-- Short task --
Copy every record exactly, and keep the pictures out.

-- Dataset entries --
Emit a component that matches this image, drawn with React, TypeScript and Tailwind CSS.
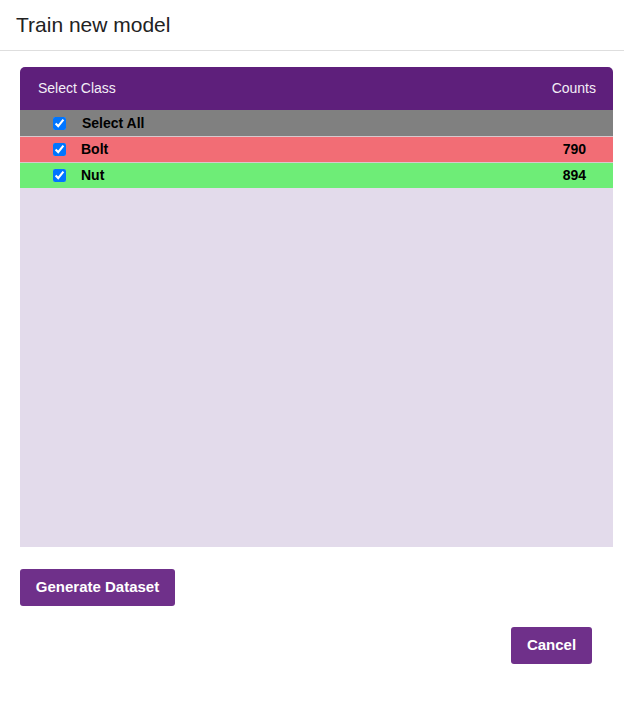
import React from "react";

const rows = [
  { label: "Select All", count: "", bg: "bg-[#808080]", pl: "pl-[16px]", h: "h-[27px] border-b" },
  { label: "Bolt", count: "790", bg: "bg-[#f26d75]", pl: "pl-[15px]", h: "h-[26px] border-b" },
  { label: "Nut", count: "894", bg: "bg-[#6eed77]", pl: "pl-[15px]", h: "h-[25px]" },
];

export default function App() {
  return (
    <div className="w-[624px] h-[708px] bg-white text-black" style={{ fontFamily: '"Liberation Sans", Arial, sans-serif' }}>
      <div className="h-[51px] border-b border-[#dedede] flex items-center pl-[16px]">
        <h1 className="text-[21px] leading-none text-[#222] -mt-[2px]">Train new model</h1>
      </div>
      <div className="pt-[16px] pl-[20px]">
        <div className="w-[593px]">
          <div className="h-[43px] bg-[#5e1f7b] rounded-t-[5px] flex items-center justify-between pl-[18px] pr-[17px] text-[14px] text-[#f3eef6]">
            <span>Select Class</span>
            <span>Counts</span>
          </div>
          {rows.map((r) => (
            <div key={r.label} className={`${r.h} ${r.bg} border-[#d8c8cc] flex items-center pr-[27px] text-[14px] font-bold`}>
              <input type="checkbox" checked readOnly className="ml-[33px] mr-0 w-[13px] h-[13px] accent-[#0075ff]" />
              <span className={`${r.pl} flex-1`}>{r.label}</span>
              <span>{r.count}</span>
            </div>
          ))}
          <div className="h-[359px] bg-[#e3dbeb]" />
        </div>
        <div className="mt-[22px]">
          <button className="w-[155px] h-[37px] bg-[#6f308a] rounded-[3px] text-white text-[15px] font-bold">Generate Dataset</button>
        </div>
        <div className="mt-[21px] flex justify-end pr-[32px]">
          <button className="w-[81px] h-[37px] bg-[#6f308a] rounded-[3px] text-white text-[15px] font-bold">Cancel</button>
        </div>
      </div>
    </div>
  );
}
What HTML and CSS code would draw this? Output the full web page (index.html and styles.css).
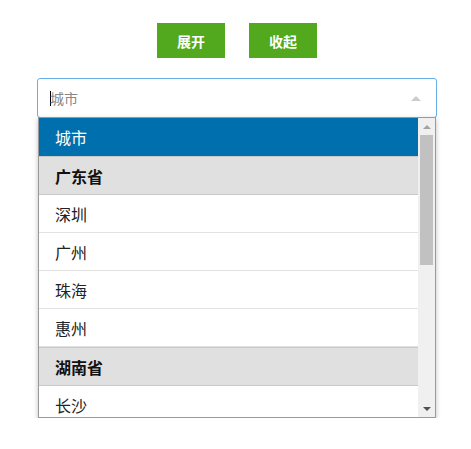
FILE: index.html
```html
<!DOCTYPE html>
<html lang="zh">
<head>
<meta charset="utf-8">
<link rel="stylesheet" href="styles.css">
</head>
<body>
<div class="toolbar">
  <button class="btn">展开</button>
  <button class="btn">收起</button>
</div>
<div class="combo">
  <div class="input">
    <span class="caret"></span><span class="placeholder">城市</span>
    <span class="arrow"></span>
  </div>
  <div class="dropdown">
    <ul class="list">
      <li class="opt selected">城市</li>
      <li class="opt group">广东省</li>
      <li class="opt">深圳</li>
      <li class="opt">广州</li>
      <li class="opt">珠海</li>
      <li class="opt">惠州</li>
      <li class="opt group">湖南省</li>
      <li class="opt">长沙</li>
    </ul>
    <div class="scrollbar">
      <div class="sb-btn"><span class="tri up"></span></div>
      <div class="sb-track"><div class="sb-thumb"></div></div>
      <div class="sb-btn"><span class="tri down"></span></div>
    </div>
  </div>
</div>
</body>
</html>
```
FILE: styles.css
```css
html, body {
  margin: 0;
  padding: 0;
  background: #fff;
  font-family: "Noto Sans CJK SC", "Noto Sans", sans-serif;
}
.toolbar {
  display: flex;
  justify-content: center;
  gap: 24px;
  padding: 23px 0 0 3px;
}
.btn {
  width: 68px;
  height: 35px;
  border: 0;
  margin: 0;
  padding: 0;
  background: #52a91d;
  color: #fff;
  font-family: inherit;
  font-size: 14px;
  font-weight: bold;
}
.combo {
  margin: 20px 0 0 37px;
  width: 400px;
}
.input {
  box-sizing: border-box;
  height: 40px;
  border: 1px solid #66afe9;
  border-radius: 3px;
  display: flex;
  align-items: center;
  padding-left: 12px;
  padding-right: 15px;
  font-size: 14px;
  background: #fff;
}
.caret {
  width: 1px;
  height: 15px;
  background: #000;
  margin-right: -1px;
}
.placeholder {
  color: #888;
  flex: 1;
}
.arrow {
  width: 0;
  height: 0;
  border-left: 5px solid transparent;
  border-right: 5px solid transparent;
  border-bottom: 5px solid #ccc;
}
.dropdown {
  box-sizing: border-box;
  margin: -1px 1px 0 1px;
  height: 301px;
  border: 1px solid #9a9a9a;
  background: #fff;
  display: flex;
  box-shadow: 0 2px 5px rgba(0,0,0,0.25);
  overflow: hidden;
}
.list {
  list-style: none;
  margin: 0;
  padding: 0;
  flex: 1;
  overflow: hidden;
}
.opt {
  height: 37px;
  border-bottom: 1px solid #e2e2e2;
  padding-left: 16px;
  display: flex;
  align-items: center;
  font-size: 16px;
  color: #222;
}
.opt.selected {
  background: #006fad;
  color: #fff;
  height: 38px;
  border-bottom: 0;
}
.opt.group {
  background: #e0e0e0;
  border-top: 1px solid #c8c8c8;
  border-bottom: 1px solid #c8c8c8;
  font-weight: bold;
  color: #111;
}
.scrollbar {
  width: 17px;
  background: #f0f0f0;
  display: flex;
  flex-direction: column;
}
.sb-btn {
  height: 17px;
  display: flex;
  align-items: center;
  justify-content: center;
}
.sb-track {
  flex: 1;
  padding: 0 2px;
}
.sb-thumb {
  height: 130px;
  background: #c1c1c1;
}
.tri {
  width: 0;
  height: 0;
  border-left: 4px solid transparent;
  border-right: 4px solid transparent;
}
.tri.up {
  border-bottom: 4px solid #a3a3a3;
}
.tri.down {
  border-top: 4px solid #505050;
}
```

-- Task answer --
Emit a component that matches this image, drawn with React, TypeScript and Tailwind CSS.
import React from "react";

const rows = [
  { label: "Select All", count: "", bg: "bg-[#808080]", pl: "pl-[16px]", h: "h-[27px] border-b" },
  { label: "Bolt", count: "790", bg: "bg-[#f26d75]", pl: "pl-[15px]", h: "h-[26px] border-b" },
  { label: "Nut", count: "894", bg: "bg-[#6eed77]", pl: "pl-[15px]", h: "h-[25px]" },
];

export default function App() {
  return (
    <div className="w-[624px] h-[708px] bg-white text-black" style={{ fontFamily: '"Liberation Sans", Arial, sans-serif' }}>
      <div className="h-[51px] border-b border-[#dedede] flex items-center pl-[16px]">
        <h1 className="text-[21px] leading-none text-[#222] -mt-[2px]">Train new model</h1>
      </div>
      <div className="pt-[16px] pl-[20px]">
        <div className="w-[593px]">
          <div className="h-[43px] bg-[#5e1f7b] rounded-t-[5px] flex items-center justify-between pl-[18px] pr-[17px] text-[14px] text-[#f3eef6]">
            <span>Select Class</span>
            <span>Counts</span>
          </div>
          {rows.map((r) => (
            <div key={r.label} className={`${r.h} ${r.bg} border-[#d8c8cc] flex items-center pr-[27px] text-[14px] font-bold`}>
              <input type="checkbox" checked readOnly className="ml-[33px] mr-0 w-[13px] h-[13px] accent-[#0075ff]" />
              <span className={`${r.pl} flex-1`}>{r.label}</span>
              <span>{r.count}</span>
            </div>
          ))}
          <div className="h-[359px] bg-[#e3dbeb]" />
        </div>
        <div className="mt-[22px]">
          <button className="w-[155px] h-[37px] bg-[#6f308a] rounded-[3px] text-white text-[15px] font-bold">Generate Dataset</button>
        </div>
        <div className="mt-[21px] flex justify-end pr-[32px]">
          <button className="w-[81px] h-[37px] bg-[#6f308a] rounded-[3px] text-white text-[15px] font-bold">Cancel</button>
        </div>
      </div>
    </div>
  );
}
What HTML and CSS code would draw this? Output the full web page (index.html and styles.css).
FILE: index.html
```html
<!DOCTYPE html>
<html lang="zh">
<head>
<meta charset="utf-8">
<link rel="stylesheet" href="styles.css">
</head>
<body>
<div class="toolbar">
  <button class="btn">展开</button>
  <button class="btn">收起</button>
</div>
<div class="combo">
  <div class="input">
    <span class="caret"></span><span class="placeholder">城市</span>
    <span class="arrow"></span>
  </div>
  <div class="dropdown">
    <ul class="list">
      <li class="opt selected">城市</li>
      <li class="opt group">广东省</li>
      <li class="opt">深圳</li>
      <li class="opt">广州</li>
      <li class="opt">珠海</li>
      <li class="opt">惠州</li>
      <li class="opt group">湖南省</li>
      <li class="opt">长沙</li>
    </ul>
    <div class="scrollbar">
      <div class="sb-btn"><span class="tri up"></span></div>
      <div class="sb-track"><div class="sb-thumb"></div></div>
      <div class="sb-btn"><span class="tri down"></span></div>
    </div>
  </div>
</div>
</body>
</html>
```
FILE: styles.css
```css
html, body {
  margin: 0;
  padding: 0;
  background: #fff;
  font-family: "Noto Sans CJK SC", "Noto Sans", sans-serif;
}
.toolbar {
  display: flex;
  justify-content: center;
  gap: 24px;
  padding: 23px 0 0 3px;
}
.btn {
  width: 68px;
  height: 35px;
  border: 0;
  margin: 0;
  padding: 0;
  background: #52a91d;
  color: #fff;
  font-family: inherit;
  font-size: 14px;
  font-weight: bold;
}
.combo {
  margin: 20px 0 0 37px;
  width: 400px;
}
.input {
  box-sizing: border-box;
  height: 40px;
  border: 1px solid #66afe9;
  border-radius: 3px;
  display: flex;
  align-items: center;
  padding-left: 12px;
  padding-right: 15px;
  font-size: 14px;
  background: #fff;
}
.caret {
  width: 1px;
  height: 15px;
  background: #000;
  margin-right: -1px;
}
.placeholder {
  color: #888;
  flex: 1;
}
.arrow {
  width: 0;
  height: 0;
  border-left: 5px solid transparent;
  border-right: 5px solid transparent;
  border-bottom: 5px solid #ccc;
}
.dropdown {
  box-sizing: border-box;
  margin: -1px 1px 0 1px;
  height: 301px;
  border: 1px solid #9a9a9a;
  background: #fff;
  display: flex;
  box-shadow: 0 2px 5px rgba(0,0,0,0.25);
  overflow: hidden;
}
.list {
  list-style: none;
  margin: 0;
  padding: 0;
  flex: 1;
  overflow: hidden;
}
.opt {
  height: 37px;
  border-bottom: 1px solid #e2e2e2;
  padding-left: 16px;
  display: flex;
  align-items: center;
  font-size: 16px;
  color: #222;
}
.opt.selected {
  background: #006fad;
  color: #fff;
  height: 38px;
  border-bottom: 0;
}
.opt.group {
  background: #e0e0e0;
  border-top: 1px solid #c8c8c8;
  border-bottom: 1px solid #c8c8c8;
  font-weight: bold;
  color: #111;
}
.scrollbar {
  width: 17px;
  background: #f0f0f0;
  display: flex;
  flex-direction: column;
}
.sb-btn {
  height: 17px;
  display: flex;
  align-items: center;
  justify-content: center;
}
.sb-track {
  flex: 1;
  padding: 0 2px;
}
.sb-thumb {
  height: 130px;
  background: #c1c1c1;
}
.tri {
  width: 0;
  height: 0;
  border-left: 4px solid transparent;
  border-right: 4px solid transparent;
}
.tri.up {
  border-bottom: 4px solid #a3a3a3;
}
.tri.down {
  border-top: 4px solid #505050;
}
```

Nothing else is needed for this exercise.